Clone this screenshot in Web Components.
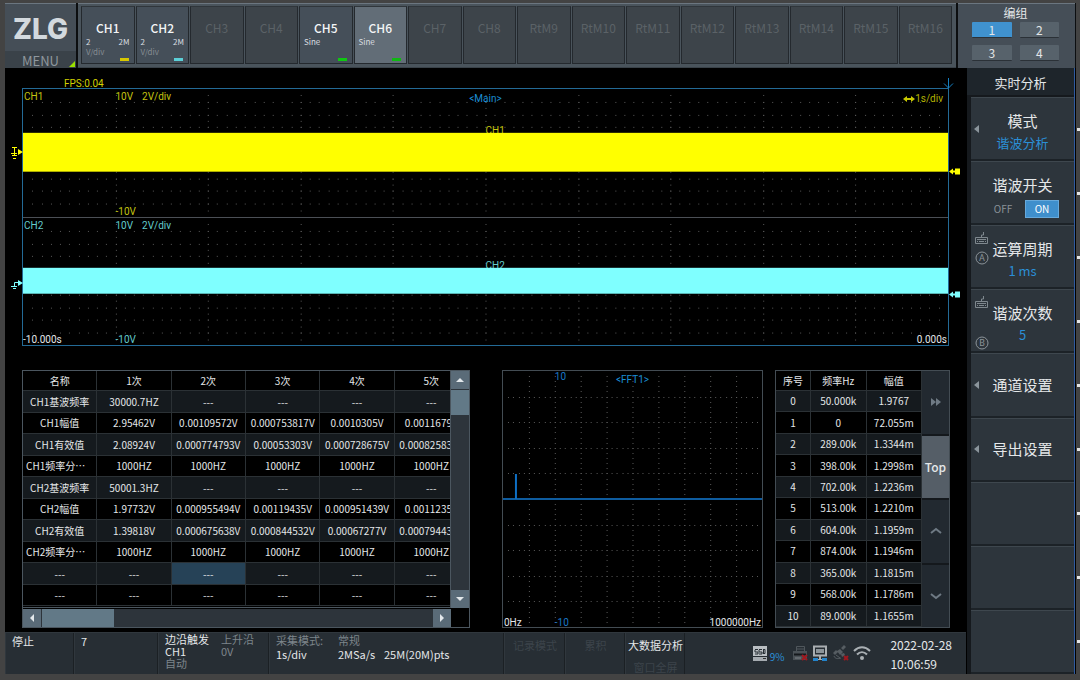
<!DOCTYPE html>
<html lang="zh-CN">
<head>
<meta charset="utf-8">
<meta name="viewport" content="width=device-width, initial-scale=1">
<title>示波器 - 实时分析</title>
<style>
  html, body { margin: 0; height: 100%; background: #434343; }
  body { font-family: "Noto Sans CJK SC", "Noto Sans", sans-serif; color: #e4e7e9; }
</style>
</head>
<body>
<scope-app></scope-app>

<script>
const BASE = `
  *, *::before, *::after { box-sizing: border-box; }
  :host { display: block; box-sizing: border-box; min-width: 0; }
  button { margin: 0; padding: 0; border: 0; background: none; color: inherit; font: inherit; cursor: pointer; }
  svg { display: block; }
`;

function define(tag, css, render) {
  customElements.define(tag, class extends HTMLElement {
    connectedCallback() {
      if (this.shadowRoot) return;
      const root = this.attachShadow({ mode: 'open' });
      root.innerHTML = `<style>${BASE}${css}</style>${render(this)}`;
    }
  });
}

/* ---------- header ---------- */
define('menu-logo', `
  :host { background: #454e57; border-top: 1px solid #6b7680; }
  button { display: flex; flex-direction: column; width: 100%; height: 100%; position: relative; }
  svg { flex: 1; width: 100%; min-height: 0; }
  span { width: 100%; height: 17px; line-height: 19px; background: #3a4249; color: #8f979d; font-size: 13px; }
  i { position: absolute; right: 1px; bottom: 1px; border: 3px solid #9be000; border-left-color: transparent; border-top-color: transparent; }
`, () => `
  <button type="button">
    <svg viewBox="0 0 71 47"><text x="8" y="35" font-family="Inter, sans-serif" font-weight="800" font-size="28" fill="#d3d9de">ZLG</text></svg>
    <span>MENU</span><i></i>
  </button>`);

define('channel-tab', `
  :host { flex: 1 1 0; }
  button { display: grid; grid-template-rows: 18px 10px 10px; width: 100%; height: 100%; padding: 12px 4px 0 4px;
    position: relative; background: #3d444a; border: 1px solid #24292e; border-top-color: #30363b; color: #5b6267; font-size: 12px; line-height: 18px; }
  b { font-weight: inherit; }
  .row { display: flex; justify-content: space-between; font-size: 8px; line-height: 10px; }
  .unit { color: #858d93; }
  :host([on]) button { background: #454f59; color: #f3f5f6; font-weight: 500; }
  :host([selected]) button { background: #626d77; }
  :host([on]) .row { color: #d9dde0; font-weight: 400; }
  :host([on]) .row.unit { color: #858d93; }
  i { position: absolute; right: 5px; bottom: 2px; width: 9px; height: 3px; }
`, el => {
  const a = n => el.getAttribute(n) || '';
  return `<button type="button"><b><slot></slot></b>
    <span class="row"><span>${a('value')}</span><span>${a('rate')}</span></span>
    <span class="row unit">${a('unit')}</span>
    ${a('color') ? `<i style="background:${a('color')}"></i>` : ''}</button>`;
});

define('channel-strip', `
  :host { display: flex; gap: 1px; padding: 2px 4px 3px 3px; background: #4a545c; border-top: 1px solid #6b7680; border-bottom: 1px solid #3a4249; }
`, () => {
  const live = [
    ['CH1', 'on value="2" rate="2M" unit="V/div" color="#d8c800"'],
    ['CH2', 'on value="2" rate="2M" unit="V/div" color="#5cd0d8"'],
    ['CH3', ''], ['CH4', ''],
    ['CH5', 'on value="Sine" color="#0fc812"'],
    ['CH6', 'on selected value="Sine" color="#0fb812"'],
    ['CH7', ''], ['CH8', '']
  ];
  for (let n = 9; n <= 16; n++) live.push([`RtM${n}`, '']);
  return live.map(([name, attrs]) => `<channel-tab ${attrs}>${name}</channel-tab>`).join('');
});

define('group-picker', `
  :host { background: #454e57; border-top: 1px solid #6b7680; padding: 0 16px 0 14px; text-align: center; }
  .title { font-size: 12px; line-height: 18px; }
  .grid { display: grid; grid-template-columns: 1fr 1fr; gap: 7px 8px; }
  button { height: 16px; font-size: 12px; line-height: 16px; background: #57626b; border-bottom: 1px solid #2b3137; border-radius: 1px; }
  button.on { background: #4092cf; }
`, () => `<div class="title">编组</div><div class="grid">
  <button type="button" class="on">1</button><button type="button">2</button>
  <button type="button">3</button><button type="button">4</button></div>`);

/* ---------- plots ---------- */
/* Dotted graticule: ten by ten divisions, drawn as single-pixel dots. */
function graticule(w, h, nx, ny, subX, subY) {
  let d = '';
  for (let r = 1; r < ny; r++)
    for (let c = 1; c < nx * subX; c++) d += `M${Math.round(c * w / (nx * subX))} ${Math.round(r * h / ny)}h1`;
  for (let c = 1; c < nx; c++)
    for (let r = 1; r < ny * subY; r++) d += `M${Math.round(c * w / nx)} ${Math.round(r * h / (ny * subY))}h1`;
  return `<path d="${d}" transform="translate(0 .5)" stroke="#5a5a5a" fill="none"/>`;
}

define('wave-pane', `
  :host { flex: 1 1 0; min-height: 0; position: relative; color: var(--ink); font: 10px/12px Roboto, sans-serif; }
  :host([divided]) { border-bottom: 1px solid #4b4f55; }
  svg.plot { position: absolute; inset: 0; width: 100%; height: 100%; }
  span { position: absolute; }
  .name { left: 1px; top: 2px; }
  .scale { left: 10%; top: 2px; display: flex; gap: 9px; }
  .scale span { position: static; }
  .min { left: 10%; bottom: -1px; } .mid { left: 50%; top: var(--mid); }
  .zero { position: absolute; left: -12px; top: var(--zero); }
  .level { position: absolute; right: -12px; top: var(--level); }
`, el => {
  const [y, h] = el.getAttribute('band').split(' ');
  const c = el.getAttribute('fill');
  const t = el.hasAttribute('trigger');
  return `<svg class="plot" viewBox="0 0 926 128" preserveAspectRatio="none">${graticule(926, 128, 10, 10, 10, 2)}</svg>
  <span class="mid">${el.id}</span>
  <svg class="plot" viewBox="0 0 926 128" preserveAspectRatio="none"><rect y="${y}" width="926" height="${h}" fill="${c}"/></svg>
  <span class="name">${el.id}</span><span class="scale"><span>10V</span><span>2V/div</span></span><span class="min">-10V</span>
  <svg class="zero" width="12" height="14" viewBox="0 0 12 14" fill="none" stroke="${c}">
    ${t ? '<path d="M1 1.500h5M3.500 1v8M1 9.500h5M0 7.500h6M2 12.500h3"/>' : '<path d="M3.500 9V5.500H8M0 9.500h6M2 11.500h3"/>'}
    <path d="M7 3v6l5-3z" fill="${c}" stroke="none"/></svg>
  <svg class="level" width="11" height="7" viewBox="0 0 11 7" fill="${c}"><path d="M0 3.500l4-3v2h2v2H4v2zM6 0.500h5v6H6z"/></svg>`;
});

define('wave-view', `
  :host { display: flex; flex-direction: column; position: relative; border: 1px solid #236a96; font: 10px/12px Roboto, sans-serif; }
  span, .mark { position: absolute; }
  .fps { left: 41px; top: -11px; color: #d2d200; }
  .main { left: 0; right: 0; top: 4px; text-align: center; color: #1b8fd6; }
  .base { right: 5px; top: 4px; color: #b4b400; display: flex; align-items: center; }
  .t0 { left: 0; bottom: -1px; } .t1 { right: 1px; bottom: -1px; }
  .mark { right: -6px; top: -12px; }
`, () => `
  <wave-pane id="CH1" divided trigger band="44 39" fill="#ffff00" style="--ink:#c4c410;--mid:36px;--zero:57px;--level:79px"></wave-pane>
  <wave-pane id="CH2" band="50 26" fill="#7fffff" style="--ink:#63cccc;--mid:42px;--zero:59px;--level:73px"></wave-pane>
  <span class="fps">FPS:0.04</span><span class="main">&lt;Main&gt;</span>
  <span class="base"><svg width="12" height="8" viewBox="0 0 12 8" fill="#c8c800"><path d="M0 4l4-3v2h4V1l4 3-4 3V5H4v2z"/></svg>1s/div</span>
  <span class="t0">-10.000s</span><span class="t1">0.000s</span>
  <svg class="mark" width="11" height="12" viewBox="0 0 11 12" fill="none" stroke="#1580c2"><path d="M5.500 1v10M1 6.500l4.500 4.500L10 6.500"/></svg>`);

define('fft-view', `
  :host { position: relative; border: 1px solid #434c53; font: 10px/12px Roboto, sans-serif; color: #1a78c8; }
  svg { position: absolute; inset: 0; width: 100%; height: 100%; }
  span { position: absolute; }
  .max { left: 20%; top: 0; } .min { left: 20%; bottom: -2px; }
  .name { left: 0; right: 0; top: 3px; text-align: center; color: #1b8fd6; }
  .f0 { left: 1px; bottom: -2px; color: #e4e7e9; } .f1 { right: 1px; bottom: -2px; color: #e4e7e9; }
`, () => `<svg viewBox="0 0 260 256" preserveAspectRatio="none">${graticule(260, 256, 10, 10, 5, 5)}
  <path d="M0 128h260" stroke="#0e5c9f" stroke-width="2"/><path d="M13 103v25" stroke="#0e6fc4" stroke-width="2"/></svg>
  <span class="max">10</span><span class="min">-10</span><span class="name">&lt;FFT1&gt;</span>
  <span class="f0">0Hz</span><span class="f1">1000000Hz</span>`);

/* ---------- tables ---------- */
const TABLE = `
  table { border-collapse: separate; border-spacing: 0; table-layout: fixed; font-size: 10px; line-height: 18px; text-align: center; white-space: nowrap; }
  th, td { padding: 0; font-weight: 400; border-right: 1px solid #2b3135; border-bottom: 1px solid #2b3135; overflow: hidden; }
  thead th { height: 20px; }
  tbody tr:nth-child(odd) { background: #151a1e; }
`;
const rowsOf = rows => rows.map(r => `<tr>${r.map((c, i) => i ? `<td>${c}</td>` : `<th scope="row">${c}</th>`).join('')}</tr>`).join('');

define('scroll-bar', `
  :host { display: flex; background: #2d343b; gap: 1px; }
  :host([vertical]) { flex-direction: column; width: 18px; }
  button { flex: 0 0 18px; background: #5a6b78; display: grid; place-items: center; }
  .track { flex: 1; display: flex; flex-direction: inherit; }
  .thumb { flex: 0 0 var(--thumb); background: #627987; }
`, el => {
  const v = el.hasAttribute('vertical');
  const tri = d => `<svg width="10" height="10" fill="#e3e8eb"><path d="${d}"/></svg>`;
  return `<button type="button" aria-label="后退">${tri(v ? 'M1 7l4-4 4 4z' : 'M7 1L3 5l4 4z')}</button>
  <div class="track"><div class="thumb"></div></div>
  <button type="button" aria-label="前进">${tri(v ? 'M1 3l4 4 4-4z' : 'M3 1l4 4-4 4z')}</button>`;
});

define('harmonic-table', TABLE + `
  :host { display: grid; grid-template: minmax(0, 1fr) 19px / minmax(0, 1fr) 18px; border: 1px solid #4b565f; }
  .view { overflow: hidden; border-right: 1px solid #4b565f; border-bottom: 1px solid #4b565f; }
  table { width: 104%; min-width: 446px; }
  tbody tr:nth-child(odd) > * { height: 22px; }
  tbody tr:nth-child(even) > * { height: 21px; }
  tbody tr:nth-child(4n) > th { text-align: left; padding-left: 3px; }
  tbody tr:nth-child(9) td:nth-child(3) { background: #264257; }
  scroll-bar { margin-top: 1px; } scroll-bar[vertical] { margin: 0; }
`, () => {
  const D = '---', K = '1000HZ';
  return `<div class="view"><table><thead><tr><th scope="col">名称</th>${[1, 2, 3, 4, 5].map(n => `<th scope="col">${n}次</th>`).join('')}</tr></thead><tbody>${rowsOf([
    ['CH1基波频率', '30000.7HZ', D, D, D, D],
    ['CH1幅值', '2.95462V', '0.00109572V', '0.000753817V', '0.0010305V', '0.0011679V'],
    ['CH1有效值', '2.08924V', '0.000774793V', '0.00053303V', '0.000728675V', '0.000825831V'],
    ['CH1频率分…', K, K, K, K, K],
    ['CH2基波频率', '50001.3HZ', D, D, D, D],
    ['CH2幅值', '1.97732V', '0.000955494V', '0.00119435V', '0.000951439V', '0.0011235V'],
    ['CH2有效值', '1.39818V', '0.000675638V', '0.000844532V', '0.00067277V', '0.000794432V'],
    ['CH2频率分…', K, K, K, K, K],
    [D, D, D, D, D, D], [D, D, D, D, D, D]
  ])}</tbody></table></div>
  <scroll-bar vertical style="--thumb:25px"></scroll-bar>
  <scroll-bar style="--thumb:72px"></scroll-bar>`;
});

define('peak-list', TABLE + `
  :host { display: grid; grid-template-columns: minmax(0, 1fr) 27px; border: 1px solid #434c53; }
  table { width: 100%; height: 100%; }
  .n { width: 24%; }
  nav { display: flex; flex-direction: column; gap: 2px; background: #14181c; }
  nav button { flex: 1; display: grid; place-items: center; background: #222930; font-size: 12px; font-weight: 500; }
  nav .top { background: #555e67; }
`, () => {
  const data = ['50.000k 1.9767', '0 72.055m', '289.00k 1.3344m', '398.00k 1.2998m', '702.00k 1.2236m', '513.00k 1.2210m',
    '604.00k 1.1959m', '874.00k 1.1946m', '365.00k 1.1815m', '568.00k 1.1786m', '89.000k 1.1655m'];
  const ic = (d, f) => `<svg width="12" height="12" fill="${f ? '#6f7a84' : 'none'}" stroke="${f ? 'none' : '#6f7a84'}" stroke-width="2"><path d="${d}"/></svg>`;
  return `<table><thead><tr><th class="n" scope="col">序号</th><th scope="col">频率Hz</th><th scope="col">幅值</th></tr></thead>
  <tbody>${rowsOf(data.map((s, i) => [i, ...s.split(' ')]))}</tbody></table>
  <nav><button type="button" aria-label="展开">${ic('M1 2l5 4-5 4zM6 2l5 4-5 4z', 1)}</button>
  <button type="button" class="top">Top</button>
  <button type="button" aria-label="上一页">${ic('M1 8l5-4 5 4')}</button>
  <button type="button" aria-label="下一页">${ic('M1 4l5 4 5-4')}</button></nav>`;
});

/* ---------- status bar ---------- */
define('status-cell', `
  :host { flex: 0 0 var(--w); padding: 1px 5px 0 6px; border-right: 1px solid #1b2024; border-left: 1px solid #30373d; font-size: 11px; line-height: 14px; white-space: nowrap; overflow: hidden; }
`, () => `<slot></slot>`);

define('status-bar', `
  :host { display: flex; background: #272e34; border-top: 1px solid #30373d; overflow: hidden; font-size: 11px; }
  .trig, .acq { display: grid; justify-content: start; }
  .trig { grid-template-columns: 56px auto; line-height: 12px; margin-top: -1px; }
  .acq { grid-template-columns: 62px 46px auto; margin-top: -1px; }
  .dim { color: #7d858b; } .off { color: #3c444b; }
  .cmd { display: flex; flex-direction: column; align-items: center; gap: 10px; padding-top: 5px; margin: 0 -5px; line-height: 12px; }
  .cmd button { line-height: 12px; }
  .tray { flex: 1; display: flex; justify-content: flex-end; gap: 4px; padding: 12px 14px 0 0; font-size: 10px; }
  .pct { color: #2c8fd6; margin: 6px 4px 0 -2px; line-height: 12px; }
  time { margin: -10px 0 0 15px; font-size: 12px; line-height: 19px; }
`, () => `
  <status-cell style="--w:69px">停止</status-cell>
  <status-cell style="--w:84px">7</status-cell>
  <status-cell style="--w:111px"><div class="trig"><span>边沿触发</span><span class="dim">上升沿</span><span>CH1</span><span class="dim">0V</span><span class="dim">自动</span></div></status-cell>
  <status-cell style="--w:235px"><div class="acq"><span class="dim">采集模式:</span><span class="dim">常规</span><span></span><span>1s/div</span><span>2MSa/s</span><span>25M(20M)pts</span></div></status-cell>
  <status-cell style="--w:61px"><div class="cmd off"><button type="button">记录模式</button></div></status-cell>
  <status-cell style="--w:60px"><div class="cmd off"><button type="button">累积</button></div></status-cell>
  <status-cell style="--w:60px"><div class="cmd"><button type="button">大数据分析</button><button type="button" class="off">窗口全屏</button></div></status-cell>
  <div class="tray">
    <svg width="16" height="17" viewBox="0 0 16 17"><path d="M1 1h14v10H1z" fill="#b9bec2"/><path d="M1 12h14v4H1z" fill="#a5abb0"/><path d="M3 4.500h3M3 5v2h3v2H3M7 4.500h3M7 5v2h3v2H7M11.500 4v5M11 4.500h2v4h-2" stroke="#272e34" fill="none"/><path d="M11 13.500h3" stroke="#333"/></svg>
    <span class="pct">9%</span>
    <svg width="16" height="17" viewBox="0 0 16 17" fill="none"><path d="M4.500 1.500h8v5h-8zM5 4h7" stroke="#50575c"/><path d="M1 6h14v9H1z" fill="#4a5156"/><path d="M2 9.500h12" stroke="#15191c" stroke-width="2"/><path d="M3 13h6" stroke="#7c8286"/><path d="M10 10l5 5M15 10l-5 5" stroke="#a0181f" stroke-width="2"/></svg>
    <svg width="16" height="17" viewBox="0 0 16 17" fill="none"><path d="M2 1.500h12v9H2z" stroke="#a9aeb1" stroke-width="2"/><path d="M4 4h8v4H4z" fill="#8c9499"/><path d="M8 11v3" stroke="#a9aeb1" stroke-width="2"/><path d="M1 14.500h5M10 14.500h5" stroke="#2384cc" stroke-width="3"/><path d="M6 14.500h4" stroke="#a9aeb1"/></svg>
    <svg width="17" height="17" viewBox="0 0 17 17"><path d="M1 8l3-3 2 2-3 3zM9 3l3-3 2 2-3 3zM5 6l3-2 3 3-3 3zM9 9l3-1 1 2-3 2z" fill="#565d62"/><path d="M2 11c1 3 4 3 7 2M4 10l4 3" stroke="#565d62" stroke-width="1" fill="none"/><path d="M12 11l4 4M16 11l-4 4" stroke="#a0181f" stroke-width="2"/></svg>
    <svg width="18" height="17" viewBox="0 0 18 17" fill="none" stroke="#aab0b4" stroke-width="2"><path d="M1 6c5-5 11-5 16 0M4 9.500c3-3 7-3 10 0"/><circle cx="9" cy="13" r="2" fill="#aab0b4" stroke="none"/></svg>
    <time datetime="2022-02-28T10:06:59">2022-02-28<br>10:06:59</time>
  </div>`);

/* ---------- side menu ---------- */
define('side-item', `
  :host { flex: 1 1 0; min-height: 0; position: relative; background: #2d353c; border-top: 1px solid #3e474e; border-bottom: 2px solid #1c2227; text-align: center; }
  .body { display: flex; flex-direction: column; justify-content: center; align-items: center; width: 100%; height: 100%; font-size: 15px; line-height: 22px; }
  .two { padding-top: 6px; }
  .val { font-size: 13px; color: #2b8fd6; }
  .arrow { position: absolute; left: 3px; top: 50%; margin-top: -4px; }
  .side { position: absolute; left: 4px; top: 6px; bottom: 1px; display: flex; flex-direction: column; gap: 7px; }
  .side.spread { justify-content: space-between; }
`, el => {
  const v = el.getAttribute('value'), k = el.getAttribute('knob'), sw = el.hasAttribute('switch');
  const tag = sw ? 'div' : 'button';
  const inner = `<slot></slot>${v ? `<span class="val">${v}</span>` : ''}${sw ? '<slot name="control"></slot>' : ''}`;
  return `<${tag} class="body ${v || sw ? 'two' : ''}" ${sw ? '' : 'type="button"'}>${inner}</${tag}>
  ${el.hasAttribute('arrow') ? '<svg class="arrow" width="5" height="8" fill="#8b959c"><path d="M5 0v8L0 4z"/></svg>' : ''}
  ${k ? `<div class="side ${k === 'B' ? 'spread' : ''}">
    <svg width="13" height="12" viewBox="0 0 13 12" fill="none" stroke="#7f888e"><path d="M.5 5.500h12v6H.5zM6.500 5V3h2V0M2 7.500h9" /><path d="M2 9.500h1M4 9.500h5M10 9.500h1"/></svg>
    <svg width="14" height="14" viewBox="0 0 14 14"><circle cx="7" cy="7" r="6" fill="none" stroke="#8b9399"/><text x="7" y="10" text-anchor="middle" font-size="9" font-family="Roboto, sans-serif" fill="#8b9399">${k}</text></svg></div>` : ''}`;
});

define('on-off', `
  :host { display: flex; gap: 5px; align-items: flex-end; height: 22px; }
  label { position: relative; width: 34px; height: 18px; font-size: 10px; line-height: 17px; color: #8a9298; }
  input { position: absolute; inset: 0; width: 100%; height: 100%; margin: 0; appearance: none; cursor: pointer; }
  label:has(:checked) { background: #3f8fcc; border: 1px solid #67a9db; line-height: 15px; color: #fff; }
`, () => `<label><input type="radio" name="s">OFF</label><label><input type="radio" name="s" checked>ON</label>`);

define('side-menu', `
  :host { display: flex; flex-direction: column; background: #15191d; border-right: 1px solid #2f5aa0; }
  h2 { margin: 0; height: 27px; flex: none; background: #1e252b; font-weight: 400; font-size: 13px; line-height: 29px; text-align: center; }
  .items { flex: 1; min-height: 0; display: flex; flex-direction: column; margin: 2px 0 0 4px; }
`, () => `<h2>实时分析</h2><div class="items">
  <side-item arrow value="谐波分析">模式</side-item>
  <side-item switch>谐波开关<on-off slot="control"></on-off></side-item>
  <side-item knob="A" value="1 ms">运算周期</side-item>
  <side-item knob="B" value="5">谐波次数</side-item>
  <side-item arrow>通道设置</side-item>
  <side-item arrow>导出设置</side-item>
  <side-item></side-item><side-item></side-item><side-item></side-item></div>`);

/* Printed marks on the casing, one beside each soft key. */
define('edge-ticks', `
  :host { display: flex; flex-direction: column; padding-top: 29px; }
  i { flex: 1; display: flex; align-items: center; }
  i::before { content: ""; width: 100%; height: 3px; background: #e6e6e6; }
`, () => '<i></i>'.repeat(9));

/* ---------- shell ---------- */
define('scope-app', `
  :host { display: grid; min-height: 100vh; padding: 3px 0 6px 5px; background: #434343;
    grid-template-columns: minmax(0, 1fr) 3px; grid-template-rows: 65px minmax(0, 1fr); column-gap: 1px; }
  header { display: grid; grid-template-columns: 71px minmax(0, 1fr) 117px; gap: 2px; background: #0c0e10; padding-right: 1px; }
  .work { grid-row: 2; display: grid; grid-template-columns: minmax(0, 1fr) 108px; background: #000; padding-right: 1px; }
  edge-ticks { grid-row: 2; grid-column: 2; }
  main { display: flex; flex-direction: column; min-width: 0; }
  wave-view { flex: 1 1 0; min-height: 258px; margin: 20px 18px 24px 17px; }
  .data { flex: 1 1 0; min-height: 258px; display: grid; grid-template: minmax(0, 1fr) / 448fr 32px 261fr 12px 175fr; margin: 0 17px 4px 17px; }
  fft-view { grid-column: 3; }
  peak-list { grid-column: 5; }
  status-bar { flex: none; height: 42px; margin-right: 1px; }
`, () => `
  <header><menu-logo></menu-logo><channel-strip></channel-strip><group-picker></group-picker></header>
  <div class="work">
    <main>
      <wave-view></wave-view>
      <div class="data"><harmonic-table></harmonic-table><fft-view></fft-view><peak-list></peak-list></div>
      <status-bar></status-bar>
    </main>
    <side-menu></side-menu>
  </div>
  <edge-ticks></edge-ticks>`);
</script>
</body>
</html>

————————

### Task to carry out:
Return each line of the listing that holds the string "this".

### Written answer:
Clone this screenshot in Web Components.
      if (this.shadowRoot) return;
      const root = this.attachShadow({ mode: 'open' });
      root.innerHTML = `<style>${BASE}${css}</style>${render(this)}`;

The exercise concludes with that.